**DATA SHOWN**
- - - -

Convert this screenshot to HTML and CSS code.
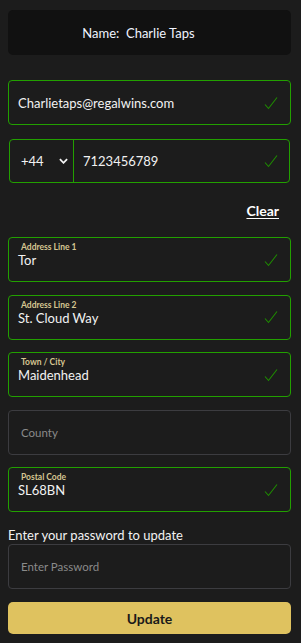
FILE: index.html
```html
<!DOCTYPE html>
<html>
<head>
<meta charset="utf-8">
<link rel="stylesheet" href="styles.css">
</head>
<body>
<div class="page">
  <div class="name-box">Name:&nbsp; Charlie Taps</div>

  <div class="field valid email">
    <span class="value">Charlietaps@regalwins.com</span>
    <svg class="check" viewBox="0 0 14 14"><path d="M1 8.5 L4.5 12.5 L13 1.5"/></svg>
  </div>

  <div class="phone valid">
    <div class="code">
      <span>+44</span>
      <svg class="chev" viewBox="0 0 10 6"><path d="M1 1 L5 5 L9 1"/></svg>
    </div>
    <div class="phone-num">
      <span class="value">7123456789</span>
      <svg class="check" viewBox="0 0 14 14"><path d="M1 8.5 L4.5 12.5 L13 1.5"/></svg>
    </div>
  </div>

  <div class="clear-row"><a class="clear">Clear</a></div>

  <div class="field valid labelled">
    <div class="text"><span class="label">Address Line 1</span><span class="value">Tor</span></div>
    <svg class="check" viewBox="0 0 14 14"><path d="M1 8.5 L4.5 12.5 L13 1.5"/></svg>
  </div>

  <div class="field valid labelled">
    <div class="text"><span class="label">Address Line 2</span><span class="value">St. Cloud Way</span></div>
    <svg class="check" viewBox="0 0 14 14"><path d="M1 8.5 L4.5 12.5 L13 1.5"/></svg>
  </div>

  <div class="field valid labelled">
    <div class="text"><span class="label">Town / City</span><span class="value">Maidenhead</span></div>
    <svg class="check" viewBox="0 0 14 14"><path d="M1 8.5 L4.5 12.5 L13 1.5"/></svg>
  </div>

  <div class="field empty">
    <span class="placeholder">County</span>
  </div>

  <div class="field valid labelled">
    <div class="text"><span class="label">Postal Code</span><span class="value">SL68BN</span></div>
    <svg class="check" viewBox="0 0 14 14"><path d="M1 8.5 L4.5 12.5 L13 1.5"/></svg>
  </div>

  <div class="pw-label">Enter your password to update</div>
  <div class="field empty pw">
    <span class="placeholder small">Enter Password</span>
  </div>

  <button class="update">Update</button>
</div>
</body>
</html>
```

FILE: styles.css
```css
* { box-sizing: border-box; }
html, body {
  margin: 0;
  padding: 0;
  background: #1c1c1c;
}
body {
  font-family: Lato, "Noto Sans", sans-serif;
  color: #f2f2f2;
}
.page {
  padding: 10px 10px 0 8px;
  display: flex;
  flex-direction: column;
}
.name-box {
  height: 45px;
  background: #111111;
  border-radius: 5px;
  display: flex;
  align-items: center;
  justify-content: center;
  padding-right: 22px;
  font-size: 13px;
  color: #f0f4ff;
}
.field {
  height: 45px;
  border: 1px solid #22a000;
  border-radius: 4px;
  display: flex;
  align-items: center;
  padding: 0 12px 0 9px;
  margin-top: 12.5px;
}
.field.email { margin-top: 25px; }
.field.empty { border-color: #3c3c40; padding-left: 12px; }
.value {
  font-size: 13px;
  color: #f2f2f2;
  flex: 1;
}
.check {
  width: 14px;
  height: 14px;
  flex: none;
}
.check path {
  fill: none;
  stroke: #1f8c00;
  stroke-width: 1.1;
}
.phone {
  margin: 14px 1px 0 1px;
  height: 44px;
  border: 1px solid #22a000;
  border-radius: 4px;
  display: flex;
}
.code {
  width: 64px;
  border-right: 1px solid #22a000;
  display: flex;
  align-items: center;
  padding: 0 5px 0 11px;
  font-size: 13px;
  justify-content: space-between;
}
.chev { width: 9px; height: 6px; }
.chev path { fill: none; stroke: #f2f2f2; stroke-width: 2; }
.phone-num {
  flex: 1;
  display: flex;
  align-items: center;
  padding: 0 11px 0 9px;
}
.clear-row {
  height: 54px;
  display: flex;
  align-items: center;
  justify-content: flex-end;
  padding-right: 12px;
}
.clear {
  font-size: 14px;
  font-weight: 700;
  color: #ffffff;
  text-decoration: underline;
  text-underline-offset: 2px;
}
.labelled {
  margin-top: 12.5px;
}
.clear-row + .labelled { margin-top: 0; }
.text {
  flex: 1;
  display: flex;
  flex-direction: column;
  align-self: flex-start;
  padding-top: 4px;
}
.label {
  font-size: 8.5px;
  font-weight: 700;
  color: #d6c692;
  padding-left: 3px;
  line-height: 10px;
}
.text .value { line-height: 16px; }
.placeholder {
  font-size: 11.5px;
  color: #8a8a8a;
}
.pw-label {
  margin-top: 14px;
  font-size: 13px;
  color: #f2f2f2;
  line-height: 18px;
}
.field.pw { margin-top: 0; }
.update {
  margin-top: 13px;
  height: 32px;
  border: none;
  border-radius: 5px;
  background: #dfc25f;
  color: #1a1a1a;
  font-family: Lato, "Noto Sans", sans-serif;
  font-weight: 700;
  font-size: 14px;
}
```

- - - -

**THE REQUEST**
Reproduce each line word for word and drop the pictures.

**FULL OUTPUT**
Convert this screenshot to HTML and CSS code.
FILE: index.html
```html
<!DOCTYPE html>
<html>
<head>
<meta charset="utf-8">
<link rel="stylesheet" href="styles.css">
</head>
<body>
<div class="page">
  <div class="name-box">Name:&nbsp; Charlie Taps</div>

  <div class="field valid email">
    <span class="value">Charlietaps@regalwins.com</span>
    <svg class="check" viewBox="0 0 14 14"><path d="M1 8.5 L4.5 12.5 L13 1.5"/></svg>
  </div>

  <div class="phone valid">
    <div class="code">
      <span>+44</span>
      <svg class="chev" viewBox="0 0 10 6"><path d="M1 1 L5 5 L9 1"/></svg>
    </div>
    <div class="phone-num">
      <span class="value">7123456789</span>
      <svg class="check" viewBox="0 0 14 14"><path d="M1 8.5 L4.5 12.5 L13 1.5"/></svg>
    </div>
  </div>

  <div class="clear-row"><a class="clear">Clear</a></div>

  <div class="field valid labelled">
    <div class="text"><span class="label">Address Line 1</span><span class="value">Tor</span></div>
    <svg class="check" viewBox="0 0 14 14"><path d="M1 8.5 L4.5 12.5 L13 1.5"/></svg>
  </div>

  <div class="field valid labelled">
    <div class="text"><span class="label">Address Line 2</span><span class="value">St. Cloud Way</span></div>
    <svg class="check" viewBox="0 0 14 14"><path d="M1 8.5 L4.5 12.5 L13 1.5"/></svg>
  </div>

  <div class="field valid labelled">
    <div class="text"><span class="label">Town / City</span><span class="value">Maidenhead</span></div>
    <svg class="check" viewBox="0 0 14 14"><path d="M1 8.5 L4.5 12.5 L13 1.5"/></svg>
  </div>

  <div class="field empty">
    <span class="placeholder">County</span>
  </div>

  <div class="field valid labelled">
    <div class="text"><span class="label">Postal Code</span><span class="value">SL68BN</span></div>
    <svg class="check" viewBox="0 0 14 14"><path d="M1 8.5 L4.5 12.5 L13 1.5"/></svg>
  </div>

  <div class="pw-label">Enter your password to update</div>
  <div class="field empty pw">
    <span class="placeholder small">Enter Password</span>
  </div>

  <button class="update">Update</button>
</div>
</body>
</html>
```

FILE: styles.css
```css
* { box-sizing: border-box; }
html, body {
  margin: 0;
  padding: 0;
  background: #1c1c1c;
}
body {
  font-family: Lato, "Noto Sans", sans-serif;
  color: #f2f2f2;
}
.page {
  padding: 10px 10px 0 8px;
  display: flex;
  flex-direction: column;
}
.name-box {
  height: 45px;
  background: #111111;
  border-radius: 5px;
  display: flex;
  align-items: center;
  justify-content: center;
  padding-right: 22px;
  font-size: 13px;
  color: #f0f4ff;
}
.field {
  height: 45px;
  border: 1px solid #22a000;
  border-radius: 4px;
  display: flex;
  align-items: center;
  padding: 0 12px 0 9px;
  margin-top: 12.5px;
}
.field.email { margin-top: 25px; }
.field.empty { border-color: #3c3c40; padding-left: 12px; }
.value {
  font-size: 13px;
  color: #f2f2f2;
  flex: 1;
}
.check {
  width: 14px;
  height: 14px;
  flex: none;
}
.check path {
  fill: none;
  stroke: #1f8c00;
  stroke-width: 1.1;
}
.phone {
  margin: 14px 1px 0 1px;
  height: 44px;
  border: 1px solid #22a000;
  border-radius: 4px;
  display: flex;
}
.code {
  width: 64px;
  border-right: 1px solid #22a000;
  display: flex;
  align-items: center;
  padding: 0 5px 0 11px;
  font-size: 13px;
  justify-content: space-between;
}
.chev { width: 9px; height: 6px; }
.chev path { fill: none; stroke: #f2f2f2; stroke-width: 2; }
.phone-num {
  flex: 1;
  display: flex;
  align-items: center;
  padding: 0 11px 0 9px;
}
.clear-row {
  height: 54px;
  display: flex;
  align-items: center;
  justify-content: flex-end;
  padding-right: 12px;
}
.clear {
  font-size: 14px;
  font-weight: 700;
  color: #ffffff;
  text-decoration: underline;
  text-underline-offset: 2px;
}
.labelled {
  margin-top: 12.5px;
}
.clear-row + .labelled { margin-top: 0; }
.text {
  flex: 1;
  display: flex;
  flex-direction: column;
  align-self: flex-start;
  padding-top: 4px;
}
.label {
  font-size: 8.5px;
  font-weight: 700;
  color: #d6c692;
  padding-left: 3px;
  line-height: 10px;
}
.text .value { line-height: 16px; }
.placeholder {
  font-size: 11.5px;
  color: #8a8a8a;
}
.pw-label {
  margin-top: 14px;
  font-size: 13px;
  color: #f2f2f2;
  line-height: 18px;
}
.field.pw { margin-top: 0; }
.update {
  margin-top: 13px;
  height: 32px;
  border: none;
  border-radius: 5px;
  background: #dfc25f;
  color: #1a1a1a;
  font-family: Lato, "Noto Sans", sans-serif;
  font-weight: 700;
  font-size: 14px;
}
```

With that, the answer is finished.